LIS 558: Social Justice in Information Services

This course explores the ways in which groups of persons may be knowers and what information rights this knowledge might give them, within groups defined by their ethnic or cultural origin, e.g., indigenous peoples, ethnic and racial groups. In addition, libraries and other information services can be designed so as to foster the development and preservation of group knowledge and respect for group information rights.

LIS 557: Documenting Diverse Cultures and Communities

Addresses themes associated with the production of information artifacts and issues in documenting cultural diversity across the American culture landscape. The practices of collection and documenting cultures and communities will be explored in relation to the mission of libraries, archives, historical societies and other cultural heritage institutions concerned with the acquisition of information in books, journals and other textual materials, and in sound and visual documents.

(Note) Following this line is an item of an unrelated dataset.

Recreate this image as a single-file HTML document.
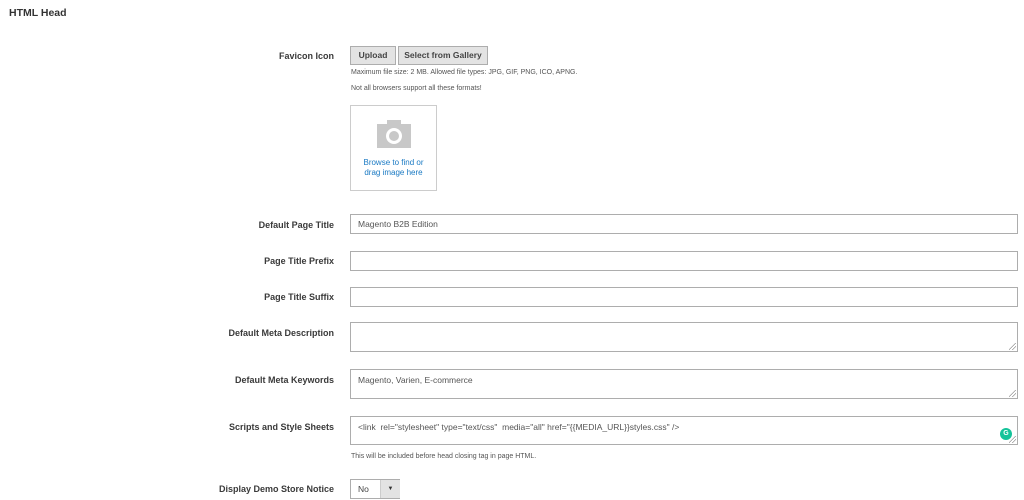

LIS 550: Information Environments from Non-Dominant Perspectives

Explores the interconnectedness of information forms and environments (libraries, museums, archives, electronic, mass media, etc.) from different theoretical and cultural perspectives. Contrasts each with Native American and Hispanic experiences in information and library settings.

LIS 541: Preservation

Provides an introduction to the preservation of library materials, including an overview of physical and chemical deterioration in various forms of media, and exploration of the body of knowledge related to ameliorating these problems.

LIS 540: Introduction to Archives

Provides an introduction to the archival profession with focus on theory and practice in the areas of appraisal and acquisition, arrangement and description, reference, preservation, exhibitions, outreach, and electronic resource development.

LIS 532: Information Intermediation

Designed for information professionals who intermediate between information seekers at all levels and information resources in all forms including texts, images, audio, and data. Course material and assignments focus on intermediating services such as interviewing; online searching of catalogs, indexes, and open-access repositories; instruction; and reference collection curation.

LIS 530: Cataloging and Metadata Management

Study of the principles and practices of descriptive cataloging for bibliographic and authority control, and resource discovery. AACR2R, RDA, MARC, Dublin Core, OAI-PMH, and selected specialized metadata schemes for all forms and formats of materials are covered.

LIS 523: Early Childhood and Public Libraries

Examines the full range of abilities needed for working with preschoolers and their families and caregivers in today's public libraries. Provides theory, practice, and a framework for thinking about early childhood development and literacy.